◆ **DATA**:

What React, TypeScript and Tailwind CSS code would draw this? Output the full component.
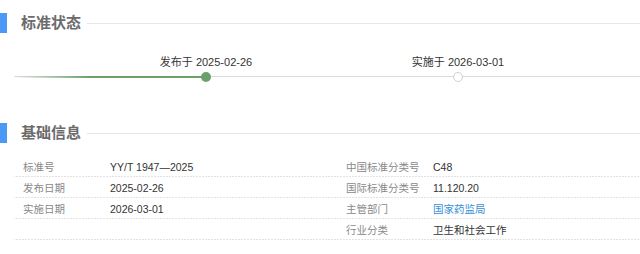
import React from 'react';

const font = { fontFamily: '"Liberation Sans", "Noto Sans CJK SC", sans-serif' };

function SectionTitle({ title }: { title: string }) {
  return (
    <div className="flex items-center h-[20px]">
      <div className="w-[7px] h-[20px] bg-[#4a9af5]" />
      <h2 className="ml-[14px] text-[15px] leading-[20px] font-bold text-[#6b6b6b]">{title}</h2>
      <div className="flex-1 ml-[6px] h-px bg-[#e6e6e6]" />
    </div>
  );
}

const rows = [
  { l1: '标准号', v1: 'YY/T 1947—2025', l2: '中国标准分类号', v2: 'C48' },
  { l1: '发布日期', v1: '2025-02-26', l2: '国际标准分类号', v2: '11.120.20' },
  { l1: '实施日期', v1: '2026-03-01', l2: '主管部门', v2: '国家药监局', link: true },
  { l1: '', v1: '', l2: '行业分类', v2: '卫生和社会工作' },
];

export default function App() {
  return (
    <div className="w-[640px] h-[254px] overflow-hidden bg-white" style={font}>
      <div className="pt-[13px]">
        <SectionTitle title="标准状态" />
      </div>

      {/* timeline */}
      <div className="relative mt-[21px] h-[35px]">
        <div className="absolute left-[14px] right-0 top-[22px] h-px bg-[#dcdcdc]" />
        <div className="absolute left-[14px] w-[192px] top-[22px] h-[2px] bg-[linear-gradient(to_right,rgba(106,160,106,0),#6aa06a_40%,#6aa06a)]" />
        <div className="relative flex pl-[80px]">
          <div className="w-[252px] flex flex-col items-center">
            <span className="text-[11px] leading-[16px] text-[#333]">发布于 2025-02-26</span>
            <span className="mt-[2px] w-[10px] h-[10px] rounded-full bg-[#6aa06a]" />
          </div>
          <div className="w-[252px] flex flex-col items-center">
            <span className="text-[11px] leading-[16px] text-[#333]">实施于 2026-03-01</span>
            <span className="mt-[2px] w-[10px] h-[10px] rounded-full bg-white border-[1.5px] border-[#d0d0d0]" />
          </div>
        </div>
      </div>

      <div className="mt-[34px]">
        <SectionTitle title="基础信息" />
      </div>

      <div className="mt-[13px] ml-[14px]">
        {rows.map((r, i) => (
          <div
            key={i}
            className="grid grid-cols-[96px_236px_87px_1fr] h-[21px] items-center text-[10.5px] leading-[20px] bg-[linear-gradient(to_right,#c4c4c4_1px,transparent_1px)] bg-[length:3px_1px] bg-repeat-x bg-bottom"
          >
            <span className="pl-[9px] text-[#888]">{r.l1}</span>
            <span className="text-[#333]">{r.v1}</span>
            <span className="text-[#888]">{r.l2}</span>
            <span className={r.link ? 'text-[#3a8fd8]' : 'text-[#333]'}>{r.v2}</span>
          </div>
        ))}
      </div>
    </div>
  );
}
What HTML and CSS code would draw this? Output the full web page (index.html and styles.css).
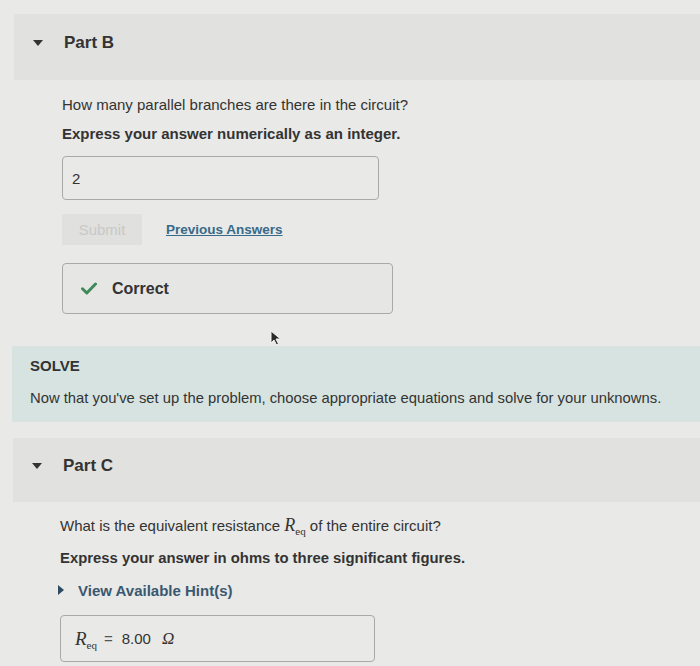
FILE: index.html
```html
<!DOCTYPE html>
<html>
<head>
<meta charset="utf-8">
<link rel="stylesheet" href="styles.css">
</head>
<body>
<div class="page">
  <div class="part-header hb">
    <span class="tri"></span>
    <span class="part-title">Part B</span>
  </div>
  <div class="part-body bb">
    <p class="q">How many parallel branches are there in the circuit?</p>
    <p class="instr">Express your answer numerically as an integer.</p>
    <div class="answer-box"><span class="ans">2</span></div>
    <div class="actions">
      <button class="submit">Submit</button>
      <a class="prev">Previous Answers</a>
    </div>
    <div class="correct-box">
      <svg class="check" width="16" height="13" viewBox="0 0 16 13"><path d="M1.5 6.8 L5.8 11 L14.5 2" fill="none" stroke="#3f8a5a" stroke-width="3" stroke-linecap="round" stroke-linejoin="round"/></svg>
      <span class="correct-text">Correct</span>
    </div>
  </div>
  <div class="cursor-row">
    <svg class="cursor" width="12" height="16" viewBox="0 0 12 16"><path d="M1 1 L1 13 L4 10 L6.5 15 L8.5 14 L6 9 L10.5 9 Z" fill="#2a2a2a" stroke="#f2f2f2" stroke-width="1"/></svg>
  </div>
  <div class="solve">
    <div class="solve-title">SOLVE</div>
    <div class="solve-text">Now that you've set up the problem, choose appropriate equations and solve for your unknowns.</div>
  </div>
  <div class="part-header hc">
    <span class="tri"></span>
    <span class="part-title">Part C</span>
  </div>
  <div class="part-body bc">
    <p class="q">What is the equivalent resistance <span class="math"><i>R</i><sub>eq</sub></span> of the entire circuit?</p>
    <p class="instr">Express your answer in ohms to three significant figures.</p>
    <div class="hint"><span class="hint-tri"></span><span class="hint-text">View Available Hint(s)</span></div>
    <div class="answer-box c">
      <span class="math big"><i>R</i><sub>eq</sub></span><span class="eq">=</span><span class="val">8.00</span><span class="omega">Ω</span>
    </div>
  </div>
</div>
</body>
</html>
```
FILE: styles.css
```css
html, body {
  margin: 0;
  padding: 0;
  background: #e9e9e7;
  font-family: "Liberation Sans", Arial, sans-serif;
  color: #333;
  overflow: hidden;
}
.page {
  padding-top: 14px;
  width: 700px;
}
.part-header {
  display: flex;
  align-items: center;
  background: #e1e1df;
  box-sizing: border-box;
  padding-bottom: 8px;
}
.hb {
  margin-left: 14px;
  padding-left: 19px;
  height: 66px;
}
.hc {
  margin-left: 13px;
  padding-left: 19px;
  height: 64px;
  margin-top: 16px;
}
.tri {
  width: 0;
  height: 0;
  border-left: 5.5px solid transparent;
  border-right: 5.5px solid transparent;
  border-top: 6px solid #333;
  margin-right: 21px;
}
.part-title {
  font-size: 17px;
  font-weight: bold;
  color: #333;
  line-height: 20px;
}
.part-body p {
  margin: 0;
  font-size: 15px;
  line-height: 20px;
}
.bb { padding-left: 62px; padding-top: 15px; }
.bc { padding-left: 60px; padding-top: 13px; }
.instr { font-weight: bold; }
.bb .instr { margin-top: 9px !important; }
.bc .instr { margin-top: 11px !important; font-size: 14.85px !important; }
.answer-box {
  box-sizing: border-box;
  width: 317px;
  height: 44px;
  border: 1px solid #a9a9a9;
  border-radius: 4px;
  margin-top: 12px;
  display: flex;
  align-items: center;
  padding-left: 9px;
  font-size: 15px;
}
.actions {
  display: flex;
  align-items: center;
  margin-top: 14px;
}
.submit {
  width: 80px;
  height: 31px;
  border: none;
  background: #e0e0de;
  color: #c8c8c6;
  font-family: "Liberation Sans", Arial, sans-serif;
  font-size: 15px;
  padding: 0;
}
.prev {
  margin-left: 24px;
  font-size: 13.5px;
  font-weight: bold;
  color: #386a8a;
  text-decoration: underline;
}
.correct-box {
  box-sizing: border-box;
  width: 331px;
  height: 51px;
  margin-top: 18px;
  border: 1px solid #a9a9a9;
  border-radius: 4px;
  display: flex;
  align-items: center;
  padding-left: 18px;
  background: #e6e6e4;
}
.check { margin-right: 15px; }
.correct-text { font-size: 16px; font-weight: bold; }
.cursor-row {
  height: 32px;
  position: relative;
}
.cursor { position: absolute; left: 270px; top: 16px; }
.solve {
  margin-left: 12px;
  background: #d6e3e0;
  height: 76px;
  box-sizing: border-box;
  padding: 10px 0 0 18px;
}
.solve-title { font-size: 15px; font-weight: bold; line-height: 20px; }
.solve-text { font-size: 14.8px; margin-top: 13px; line-height: 18px; }
.math { font-family: "Liberation Serif", "Times New Roman", serif; font-size: 18px; }
.math sub { font-size: 11px; position: relative; top: 4px; vertical-align: baseline; font-style: normal; }
.hint {
  display: flex;
  align-items: center;
  margin-top: 12px;
  height: 20px;
}
.hint-tri {
  width: 0; height: 0;
  border-top: 5px solid transparent;
  border-bottom: 5px solid transparent;
  border-left: 6px solid #2e4b62;
  margin-left: -2px;
  margin-right: 14px;
}
.hint-text { font-size: 15px; font-weight: bold; color: #3a5870; }
.answer-box.c {
  width: 315px;
  height: 47px;
  margin-top: 15px;
  padding-left: 14px;
}
.math.big { font-size: 19px; }
.eq { margin: 0 9px 0 7px; color: #555; font-size: 15px; }
.val { font-size: 15px; }
.omega { margin-left: 11px; font-family: "Liberation Serif", serif; font-style: italic; font-size: 17px; }
```
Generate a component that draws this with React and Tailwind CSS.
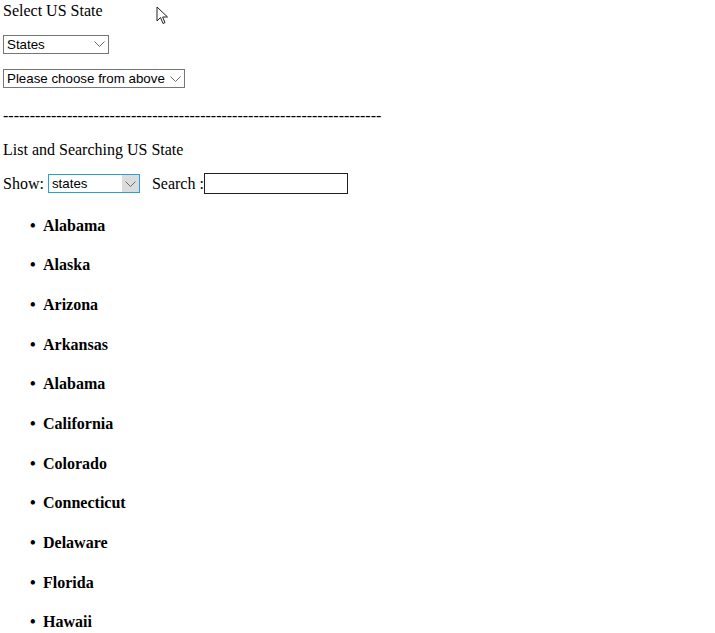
import React from "react";

const Chevron = () => (
  <svg width="11" height="6" viewBox="0 0 11 6" className="block">
    <path d="M0.5 0.5 L5.5 5.5 L10.5 0.5" fill="none" stroke="#6b6b6b" strokeWidth="1" />
  </svg>
);

function FakeSelect({ label, width, hover }) {
  return (
    <div
      className={
        "relative flex items-center h-[19px] box-border border bg-white font-['Liberation_Sans',Arial,sans-serif] text-[13.33px] leading-none text-black " +
        (hover ? "border-[#26a0da]" : "border-[#767676]")
      }
      style={{ width }}
    >
      <span className="pl-[3px] whitespace-nowrap">{label}</span>
      <div
        className={
          "absolute right-0 top-0 bottom-0 w-[17px] flex items-center justify-center " +
          (hover ? "bg-[#dcdcdc]" : "")
        }
      >
        <Chevron />
      </div>
    </div>
  );
}

const states = [
  "Alabama",
  "Alaska",
  "Arizona",
  "Arkansas",
  "Alabama",
  "California",
  "Colorado",
  "Connecticut",
  "Delaware",
  "Florida",
  "Hawaii",
];

export default function App() {
  return (
    <div className="relative h-[633px] overflow-hidden bg-white pl-[3px] pt-[1.5px] font-['Liberation_Serif','Times_New_Roman',serif] text-[16px] leading-[18.4px] text-black">
      <div className="h-[18.4px]">Select US State</div>
      <div className="mt-[15.1px]">
        <FakeSelect label="States" width={106} />
      </div>
      <div className="mt-[15.5px]">
        <FakeSelect label="Please choose from above" width={182} />
      </div>
      <div className="mt-[18.5px] h-[18.4px] whitespace-nowrap">
        -----------------------------------------------------------------------
      </div>
      <div className="mt-[16px] h-[18.4px]">List and Searching US State</div>
      <div className="mt-[13.6px] flex items-center h-[21px]">
        <span className="pt-[1px]">Show:</span>
        <div className="ml-[4px]">
          <FakeSelect label="states" width={92} hover />
        </div>
        <span className="ml-[12px] pt-[1px]">Search :</span>
        <div className="w-[144px] h-[21px] box-border border border-[#1f1f1f] bg-white" />
      </div>
      <ul className="list-none pl-[27px] mt-[22.2px]">
        {states.map((s, i) => (
          <li key={i} className={"flex " + (i > 0 ? "mt-[21.28px]" : "")}>
            <span className="w-[13px] font-bold">•</span>
            <h4 className="font-bold h-[18.4px]">{s}</h4>
          </li>
        ))}
      </ul>
      <svg
        className="absolute left-[156px] top-[6px]"
        width="13"
        height="20"
        viewBox="0 0 13 20"
      >
        <path
          d="M1 1 L1 15 L4.5 11.5 L7 17.5 L9 16.6 L6.6 11 L11.5 11 Z"
          fill="white"
          stroke="#222"
          strokeWidth="1"
          strokeLinejoin="miter"
        />
      </svg>
    </div>
  );
}
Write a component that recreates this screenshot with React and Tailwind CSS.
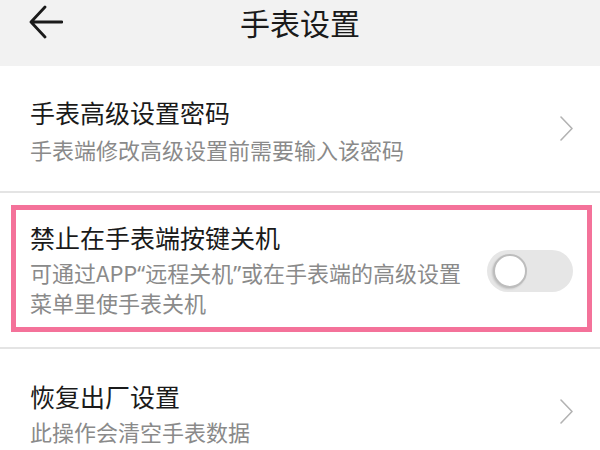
export default function App() {
  return (
    <main className="w-[600px] h-[450px] overflow-hidden bg-white font-['Noto_Sans_CJK_SC','Noto_Sans',sans-serif]">
      <header className="h-[66px] bg-[#f2f2f2]">
        <div className="relative flex h-[44px] items-center justify-center">
          <svg
            className="absolute left-[29px] top-[5px]"
            width="34"
            height="34"
            viewBox="0 0 34 34"
            fill="none"
            stroke="#1a1a1a"
            strokeWidth="2.8"
            strokeLinecap="round"
            strokeLinejoin="round"
          >
            <path d="M33 17H2M16 2L2 17L16 32" />
          </svg>
          <h1 className="text-[30px] leading-[44px] text-[#1a1a1a]">手表设置</h1>
        </div>
      </header>

      <section className="flex h-[125px] items-center pl-[30px] pr-[27px]">
        <div className="flex-1 pt-[1px]">
          <p className="text-[25px] leading-[34px] text-[#1a1a1a]">手表高级设置密码</p>
          <p className="mt-[5px] text-[22px] leading-[30px] text-[#8a8a8a]">手表端修改高级设置前需要输入该密码</p>
        </div>
        <Chevron />
      </section>
      <div className="h-[2px] bg-[#e4e4e4]" />

      <section className="pt-[12px] pb-[15px] pl-[11px] pr-[8px]">
        <div className="flex items-center border-[5px] border-[#f4729a] pt-[10px] pb-[10px] pl-[14px] pr-[14px]">
          <div className="flex-1">
            <p className="text-[25px] leading-[34px] text-[#1a1a1a]">禁止在手表端按键关机</p>
            <p className="mt-[4px] whitespace-nowrap text-[22px] leading-[29px] text-[#8a8a8a]">
              可通过APP<span className="font-['Noto_Sans',sans-serif]">“</span>远程关机<span className="font-['Noto_Sans',sans-serif]">”</span>或在手表端的高级设置
              <br />
              菜单里使手表关机
            </p>
          </div>
          <div className="mt-[4px] flex h-[42px] w-[86px] shrink-0 items-center rounded-full bg-[#e6e6e6] pl-[6px]">
            <div className="h-[34px] w-[34px] rounded-full border-2 border-[#bdbdbd] bg-white shadow-[-1px_1px_2px_rgba(0,0,0,0.15)]" />
          </div>
        </div>
      </section>
      <div className="h-[2px] bg-[#e4e4e4]" />

      <section className="flex h-[125px] items-center pl-[30px] pr-[27px]">
        <div className="flex-1 pt-[1px]">
          <p className="text-[25px] leading-[34px] text-[#1a1a1a]">恢复出厂设置</p>
          <p className="mt-[3px] text-[22px] leading-[30px] text-[#8a8a8a]">此操作会清空手表数据</p>
        </div>
        <Chevron />
      </section>
    </main>
  );
}

function Chevron() {
  return (
    <svg width="13" height="25" viewBox="0 0 13 25" fill="none" stroke="#b3b3b3" strokeWidth="1.6" strokeLinecap="round" strokeLinejoin="round">
      <path d="M1 1L12 12.5L1 24" />
    </svg>
  );
}
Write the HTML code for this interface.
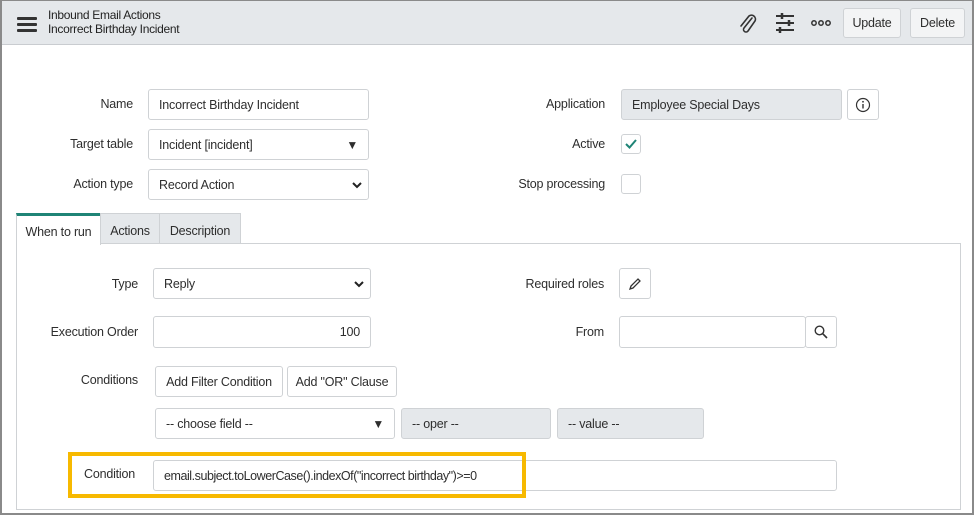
<!DOCTYPE html>
<html><head><style>
*{box-sizing:border-box;margin:0;padding:0}
body{width:974px;height:515px;position:relative;background:#fff;font-family:"Liberation Sans",sans-serif;font-size:12.5px;letter-spacing:-0.2px;color:#2e2e2e;overflow:hidden}
.a{position:absolute}
.frame{left:0;top:0;width:974px;height:515px;border:2px solid #8a8a8a;border-top:1px solid #8a8a8a}
.hdr{left:1px;top:1px;width:971px;height:44px;background:#e5e8eb;border-bottom:1px solid #c9ccd0}
.lbl{text-align:right;line-height:16px}
.in{border:1px solid #cfd2d5;border-radius:3px;background:#fff;padding-left:10px;display:flex;align-items:center}
.gr{background:#e5e8eb}
.btn{border:1px solid #cfd2d5;border-radius:3px;background:#fff;display:flex;align-items:center;justify-content:center}
.hb{background:#f3f4f5}
.tab{top:213px;height:31px;border:1px solid #cfd2d5;background:#e5e8eb;display:flex;align-items:center;justify-content:center;padding-top:4px}
</style></head><body>
<div class="a hdr"></div>
<div class="a" style="left:17px;top:17px;width:20px;height:3px;background:#333;border-radius:1px"></div>
<div class="a" style="left:17px;top:23px;width:20px;height:3px;background:#333;border-radius:1px"></div>
<div class="a" style="left:17px;top:29px;width:20px;height:3px;background:#333;border-radius:1px"></div>
<div class="a" style="left:48px;top:8px;font-size:12px;line-height:14px;color:#222;letter-spacing:-0.3px">Inbound Email Actions<br>Incorrect Birthday Incident</div>
<svg class="a" style="left:738px;top:12px" width="20" height="22" viewBox="0 0 20 22"><path d="M14 6 L6 16 a2.5 2.5 0 0 0 4 3 L17 9 a4 4 0 0 0 -6 -5 L3 14" fill="none" stroke="#333" stroke-width="1.6" stroke-linecap="round"/></svg>
<svg class="a" style="left:775px;top:13px" width="20" height="20" viewBox="0 0 20 20" stroke="#333" stroke-width="2"><path d="M1 3h18M1 10h18M1 17h18"/><path d="M7 0v6M14 7v6M5 14v6" stroke-width="2.5"/></svg>
<svg class="a" style="left:811px;top:19px" width="20" height="8" viewBox="0 0 20 8" fill="none" stroke="#333" stroke-width="1.5"><circle cx="3" cy="4" r="2.2"/><circle cx="10" cy="4" r="2.2"/><circle cx="17" cy="4" r="2.2"/></svg>
<div class="a btn hb" style="left:843px;top:8px;width:58px;height:30px">Update</div>
<div class="a btn hb" style="left:910px;top:8px;width:55px;height:30px">Delete</div>

<div class="a lbl" style="left:0;width:133px;top:96px">Name</div>
<div class="a in" style="left:148px;top:89px;width:221px;height:31px">Incorrect Birthday Incident</div>
<div class="a lbl" style="left:0;width:133px;top:136px">Target table</div>
<div class="a in" style="left:148px;top:129px;width:221px;height:31px">Incident [incident]<span style="position:absolute;right:10px;font-size:12px">▼</span></div>
<div class="a lbl" style="left:0;width:133px;top:176px">Action type</div>
<div class="a in" style="left:148px;top:169px;width:221px;height:31px">Record Action<svg style="position:absolute;right:6px;top:12px" width="10" height="7" viewBox="0 0 10 7"><path d="M1 1l4 4 4-4" fill="none" stroke="#222" stroke-width="2"/></svg></div>

<div class="a lbl" style="left:400px;width:205px;top:96px">Application</div>
<div class="a in gr" style="left:621px;top:89px;width:221px;height:31px">Employee Special Days</div>
<div class="a btn" style="left:847px;top:89px;width:32px;height:31px"><svg width="16" height="16" viewBox="0 0 16 16"><circle cx="8" cy="8" r="6.5" fill="none" stroke="#333" stroke-width="1.2"/><path d="M8 7v4.5" stroke="#333" stroke-width="1.4"/><circle cx="8" cy="4.8" r="0.9" fill="#333"/></svg></div>
<div class="a lbl" style="left:400px;width:205px;top:136px">Active</div>
<div class="a btn" style="left:621px;top:134px;width:20px;height:20px"><svg width="14" height="12" viewBox="0 0 14 12"><path d="M2 6l3.5 3.5L12 2" fill="none" stroke="#1f8476" stroke-width="2"/></svg></div>
<div class="a lbl" style="left:400px;width:205px;top:176px">Stop processing</div>
<div class="a btn" style="left:621px;top:174px;width:20px;height:20px"></div>

<div class="a" style="left:16px;top:243px;width:945px;height:267px;border:1px solid #cfd2d5"></div>
<div class="a tab" style="left:16px;width:85px;background:#fff;border-top:3px solid #1f8476;border-bottom:none;height:32px;padding-top:2px">When to run</div>
<div class="a tab" style="left:100px;width:60px">Actions</div>
<div class="a tab" style="left:159px;width:82px">Description</div>

<div class="a lbl" style="left:0;width:138px;top:276px">Type</div>
<div class="a in" style="left:153px;top:268px;width:218px;height:31px">Reply<svg style="position:absolute;right:6px;top:12px" width="10" height="7" viewBox="0 0 10 7"><path d="M1 1l4 4 4-4" fill="none" stroke="#222" stroke-width="2"/></svg></div>
<div class="a lbl" style="left:0;width:138px;top:324px">Execution Order</div>
<div class="a in" style="left:153px;top:316px;width:218px;height:32px;justify-content:flex-end;padding-right:10px">100</div>
<div class="a lbl" style="left:400px;width:204px;top:276px">Required roles</div>
<div class="a btn" style="left:619px;top:268px;width:32px;height:31px"><svg width="14" height="14" viewBox="0 0 14 14"><path d="M2 12l1-3 7-7 2 2-7 7z" fill="none" stroke="#333" stroke-width="1.3"/></svg></div>
<div class="a lbl" style="left:400px;width:204px;top:324px">From</div>
<div class="a in" style="left:619px;top:316px;width:187px;height:32px"></div>
<div class="a btn" style="left:805px;top:316px;width:32px;height:32px"><svg width="14" height="14" viewBox="0 0 14 14"><circle cx="5.5" cy="5.5" r="4.3" fill="none" stroke="#333" stroke-width="1.4"/><path d="M8.7 8.7L13 13" stroke="#333" stroke-width="1.6"/></svg></div>
<div class="a lbl" style="left:0;width:138px;top:372px">Conditions</div>
<div class="a btn" style="left:155px;top:366px;width:128px;height:31px">Add Filter Condition</div>
<div class="a btn" style="left:287px;top:366px;width:110px;height:31px">Add "OR" Clause</div>
<div class="a in" style="left:155px;top:408px;width:240px;height:31px">-- choose field --<span style="position:absolute;right:10px;font-size:12px">▼</span></div>
<div class="a in gr" style="left:401px;top:408px;width:150px;height:31px">-- oper --</div>
<div class="a in gr" style="left:557px;top:408px;width:147px;height:31px">-- value --</div>

<div class="a in" style="left:153px;top:460px;width:684px;height:31px;letter-spacing:-0.45px">email.subject.toLowerCase().indexOf("incorrect birthday")&gt;=0</div>
<div class="a" style="left:68px;top:452px;width:458px;height:46px;border:4px solid #f7b900"></div>
<div class="a" style="left:84px;top:467px">Condition</div>
<div class="a frame"></div>
</body></html>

◆ **INSTRUCTIONS FOR THE TASK**: From the records above, pull out every line containing the word "code".

◆ **SOLUTION**:
What React, TypeScript and Tailwind CSS code would draw this? Output the full component.
What HTML and CSS code would draw this? Output the full web page (index.html and styles.css).
Write the HTML code for this interface.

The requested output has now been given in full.